> **Task to complete**: Leave out the pictures and repeat the rest of the material exactly.

> **Stored data**:
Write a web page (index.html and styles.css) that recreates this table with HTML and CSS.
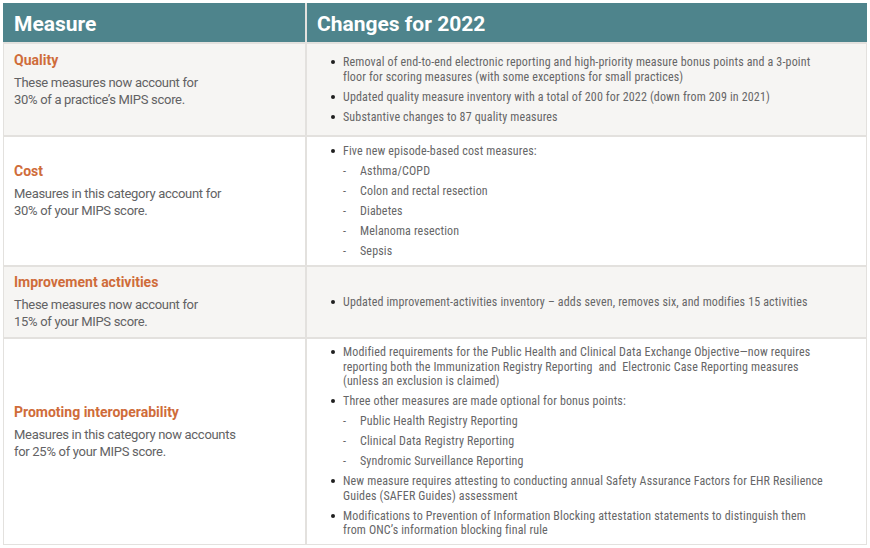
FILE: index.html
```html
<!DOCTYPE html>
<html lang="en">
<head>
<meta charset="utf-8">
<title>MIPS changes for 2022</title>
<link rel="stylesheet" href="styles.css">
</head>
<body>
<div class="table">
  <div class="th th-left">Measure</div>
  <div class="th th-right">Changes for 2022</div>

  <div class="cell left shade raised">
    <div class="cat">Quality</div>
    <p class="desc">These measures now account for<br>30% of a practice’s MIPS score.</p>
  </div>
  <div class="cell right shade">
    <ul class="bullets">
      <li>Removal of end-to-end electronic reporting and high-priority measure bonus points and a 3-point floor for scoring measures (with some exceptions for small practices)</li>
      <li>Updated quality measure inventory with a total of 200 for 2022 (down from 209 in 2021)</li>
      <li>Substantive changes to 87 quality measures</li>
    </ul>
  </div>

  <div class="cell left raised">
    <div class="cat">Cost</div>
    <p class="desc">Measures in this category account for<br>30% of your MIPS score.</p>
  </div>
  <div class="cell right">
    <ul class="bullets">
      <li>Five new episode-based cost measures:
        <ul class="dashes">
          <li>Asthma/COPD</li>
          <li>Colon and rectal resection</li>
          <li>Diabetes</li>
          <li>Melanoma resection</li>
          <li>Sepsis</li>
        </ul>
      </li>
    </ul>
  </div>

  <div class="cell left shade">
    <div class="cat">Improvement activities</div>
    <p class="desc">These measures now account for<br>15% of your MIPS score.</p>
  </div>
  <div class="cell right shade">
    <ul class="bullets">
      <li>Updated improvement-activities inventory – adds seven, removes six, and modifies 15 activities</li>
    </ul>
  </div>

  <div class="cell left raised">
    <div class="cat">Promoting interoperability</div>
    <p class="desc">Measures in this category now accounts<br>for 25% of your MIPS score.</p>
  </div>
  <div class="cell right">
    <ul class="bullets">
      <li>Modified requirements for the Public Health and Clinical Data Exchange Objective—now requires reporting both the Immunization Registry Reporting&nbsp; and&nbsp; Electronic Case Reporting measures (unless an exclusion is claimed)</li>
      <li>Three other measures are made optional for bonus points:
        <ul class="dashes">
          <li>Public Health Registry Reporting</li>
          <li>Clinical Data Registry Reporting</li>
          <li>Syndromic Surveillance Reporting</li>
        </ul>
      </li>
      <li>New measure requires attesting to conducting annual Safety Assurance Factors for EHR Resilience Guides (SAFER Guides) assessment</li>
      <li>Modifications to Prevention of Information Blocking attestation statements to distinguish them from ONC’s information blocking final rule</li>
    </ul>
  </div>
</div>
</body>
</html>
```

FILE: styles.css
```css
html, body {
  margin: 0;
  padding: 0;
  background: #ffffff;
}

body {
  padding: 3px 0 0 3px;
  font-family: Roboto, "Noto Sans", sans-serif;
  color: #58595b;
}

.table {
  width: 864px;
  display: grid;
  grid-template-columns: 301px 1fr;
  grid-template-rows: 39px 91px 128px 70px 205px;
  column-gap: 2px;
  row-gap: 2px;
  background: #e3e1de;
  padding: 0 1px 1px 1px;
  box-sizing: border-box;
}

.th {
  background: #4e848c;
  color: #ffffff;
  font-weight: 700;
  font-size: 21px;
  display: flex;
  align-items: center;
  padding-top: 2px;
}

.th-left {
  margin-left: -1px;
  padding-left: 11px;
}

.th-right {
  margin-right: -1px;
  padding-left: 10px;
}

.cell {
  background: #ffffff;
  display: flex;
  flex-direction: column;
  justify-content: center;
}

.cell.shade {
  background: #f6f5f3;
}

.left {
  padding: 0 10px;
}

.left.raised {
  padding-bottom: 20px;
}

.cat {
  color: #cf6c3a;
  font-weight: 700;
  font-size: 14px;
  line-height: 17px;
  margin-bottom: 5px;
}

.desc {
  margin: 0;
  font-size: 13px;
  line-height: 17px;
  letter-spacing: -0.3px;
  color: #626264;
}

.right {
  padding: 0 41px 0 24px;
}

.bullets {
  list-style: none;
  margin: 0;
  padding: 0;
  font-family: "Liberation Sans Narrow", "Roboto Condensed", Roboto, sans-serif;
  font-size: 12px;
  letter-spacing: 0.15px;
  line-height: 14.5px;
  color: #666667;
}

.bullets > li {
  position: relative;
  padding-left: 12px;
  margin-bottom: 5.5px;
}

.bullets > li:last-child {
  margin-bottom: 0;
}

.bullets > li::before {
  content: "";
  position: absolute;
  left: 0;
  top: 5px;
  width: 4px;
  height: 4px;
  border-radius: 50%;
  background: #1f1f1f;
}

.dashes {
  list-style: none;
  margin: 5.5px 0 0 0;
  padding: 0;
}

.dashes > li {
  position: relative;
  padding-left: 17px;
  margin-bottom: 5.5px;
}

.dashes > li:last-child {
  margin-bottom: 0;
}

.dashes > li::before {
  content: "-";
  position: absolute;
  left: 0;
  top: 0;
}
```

> **Answer below**:
Write a web page (index.html and styles.css) that recreates this table with HTML and CSS.
FILE: index.html
```html
<!DOCTYPE html>
<html lang="en">
<head>
<meta charset="utf-8">
<title>MIPS changes for 2022</title>
<link rel="stylesheet" href="styles.css">
</head>
<body>
<div class="table">
  <div class="th th-left">Measure</div>
  <div class="th th-right">Changes for 2022</div>

  <div class="cell left shade raised">
    <div class="cat">Quality</div>
    <p class="desc">These measures now account for<br>30% of a practice’s MIPS score.</p>
  </div>
  <div class="cell right shade">
    <ul class="bullets">
      <li>Removal of end-to-end electronic reporting and high-priority measure bonus points and a 3-point floor for scoring measures (with some exceptions for small practices)</li>
      <li>Updated quality measure inventory with a total of 200 for 2022 (down from 209 in 2021)</li>
      <li>Substantive changes to 87 quality measures</li>
    </ul>
  </div>

  <div class="cell left raised">
    <div class="cat">Cost</div>
    <p class="desc">Measures in this category account for<br>30% of your MIPS score.</p>
  </div>
  <div class="cell right">
    <ul class="bullets">
      <li>Five new episode-based cost measures:
        <ul class="dashes">
          <li>Asthma/COPD</li>
          <li>Colon and rectal resection</li>
          <li>Diabetes</li>
          <li>Melanoma resection</li>
          <li>Sepsis</li>
        </ul>
      </li>
    </ul>
  </div>

  <div class="cell left shade">
    <div class="cat">Improvement activities</div>
    <p class="desc">These measures now account for<br>15% of your MIPS score.</p>
  </div>
  <div class="cell right shade">
    <ul class="bullets">
      <li>Updated improvement-activities inventory – adds seven, removes six, and modifies 15 activities</li>
    </ul>
  </div>

  <div class="cell left raised">
    <div class="cat">Promoting interoperability</div>
    <p class="desc">Measures in this category now accounts<br>for 25% of your MIPS score.</p>
  </div>
  <div class="cell right">
    <ul class="bullets">
      <li>Modified requirements for the Public Health and Clinical Data Exchange Objective—now requires reporting both the Immunization Registry Reporting&nbsp; and&nbsp; Electronic Case Reporting measures (unless an exclusion is claimed)</li>
      <li>Three other measures are made optional for bonus points:
        <ul class="dashes">
          <li>Public Health Registry Reporting</li>
          <li>Clinical Data Registry Reporting</li>
          <li>Syndromic Surveillance Reporting</li>
        </ul>
      </li>
      <li>New measure requires attesting to conducting annual Safety Assurance Factors for EHR Resilience Guides (SAFER Guides) assessment</li>
      <li>Modifications to Prevention of Information Blocking attestation statements to distinguish them from ONC’s information blocking final rule</li>
    </ul>
  </div>
</div>
</body>
</html>
```

FILE: styles.css
```css
html, body {
  margin: 0;
  padding: 0;
  background: #ffffff;
}

body {
  padding: 3px 0 0 3px;
  font-family: Roboto, "Noto Sans", sans-serif;
  color: #58595b;
}

.table {
  width: 864px;
  display: grid;
  grid-template-columns: 301px 1fr;
  grid-template-rows: 39px 91px 128px 70px 205px;
  column-gap: 2px;
  row-gap: 2px;
  background: #e3e1de;
  padding: 0 1px 1px 1px;
  box-sizing: border-box;
}

.th {
  background: #4e848c;
  color: #ffffff;
  font-weight: 700;
  font-size: 21px;
  display: flex;
  align-items: center;
  padding-top: 2px;
}

.th-left {
  margin-left: -1px;
  padding-left: 11px;
}

.th-right {
  margin-right: -1px;
  padding-left: 10px;
}

.cell {
  background: #ffffff;
  display: flex;
  flex-direction: column;
  justify-content: center;
}

.cell.shade {
  background: #f6f5f3;
}

.left {
  padding: 0 10px;
}

.left.raised {
  padding-bottom: 20px;
}

.cat {
  color: #cf6c3a;
  font-weight: 700;
  font-size: 14px;
  line-height: 17px;
  margin-bottom: 5px;
}

.desc {
  margin: 0;
  font-size: 13px;
  line-height: 17px;
  letter-spacing: -0.3px;
  color: #626264;
}

.right {
  padding: 0 41px 0 24px;
}

.bullets {
  list-style: none;
  margin: 0;
  padding: 0;
  font-family: "Liberation Sans Narrow", "Roboto Condensed", Roboto, sans-serif;
  font-size: 12px;
  letter-spacing: 0.15px;
  line-height: 14.5px;
  color: #666667;
}

.bullets > li {
  position: relative;
  padding-left: 12px;
  margin-bottom: 5.5px;
}

.bullets > li:last-child {
  margin-bottom: 0;
}

.bullets > li::before {
  content: "";
  position: absolute;
  left: 0;
  top: 5px;
  width: 4px;
  height: 4px;
  border-radius: 50%;
  background: #1f1f1f;
}

.dashes {
  list-style: none;
  margin: 5.5px 0 0 0;
  padding: 0;
}

.dashes > li {
  position: relative;
  padding-left: 17px;
  margin-bottom: 5.5px;
}

.dashes > li:last-child {
  margin-bottom: 0;
}

.dashes > li::before {
  content: "-";
  position: absolute;
  left: 0;
  top: 0;
}
```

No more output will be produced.